Some commentators warn that the swelling ranks of the elderly will impose heavy burdens on a barely growing labor force. This fear is unfounded. To be sure, the ratio of retirees to active workers is almost certain to rise. But the share of Americans under age 65 who are not working and whom workers must also support is projected to fall. Workers will have proportionately fewer nonworkers to support than they did during the 1950s and 1960s. In those years, although dependency ratios rose to historic highs, far above any the United States will see in the 21st century, living standards soared. Overall, the number of mouths each worker has to feed is projected to rise only about 6 percent over the next 40 years and little thereafter.
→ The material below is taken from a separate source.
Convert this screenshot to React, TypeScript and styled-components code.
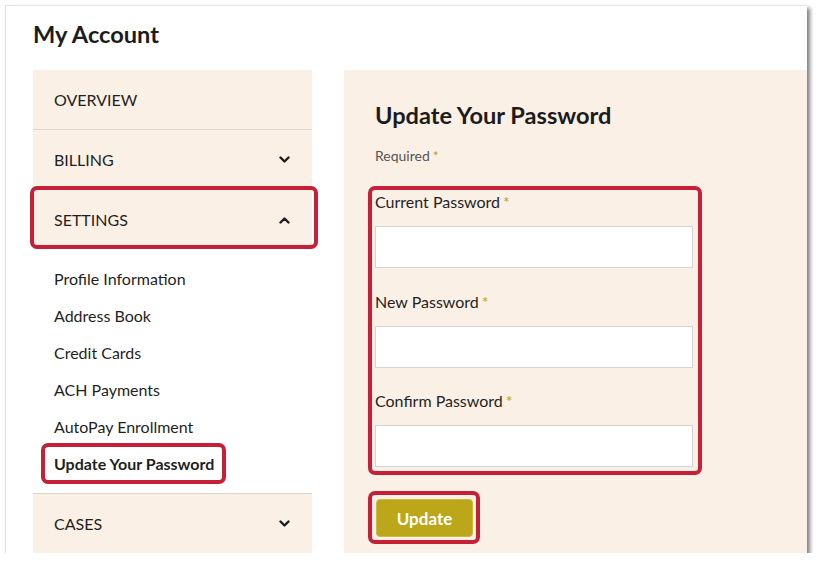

Supporting a growing population of the elderly will pose no aggregate problem for the nation, if output per worker grows even at the modest annual rate of 0.9 percent assumed by the Social Security actuaries. At that rate, output per worker will rise 46 percent by 2040, dwarfing the demographic burden. With even modest growth, the nation can both support retirees and improve living standards for the nonelderly.

But being able to do it and doing it are not the same thing. Whether the elderly will have the resources to enjoy extended retirements in reasonable financial security is not a matter of affordability for the nation. It is a matter of prudent personal planning and wise social policy.

Saving for Retirement

Early in the last century, people worked until they died. The arithmetic of retirement saving was depressingly simple—people needed only enough saving to pay the undertaker. As life expectancy and incomes increased, additional saving became necessary if people were to live in the manner to which they were accustomed before retirement. Unfortunately, individual saving has always been difficult. Few workers have voluntarily saved much. When incomes were low, retirement saving was unaffordable. As incomes rose, saving was less attractive than the enticements of current consumption.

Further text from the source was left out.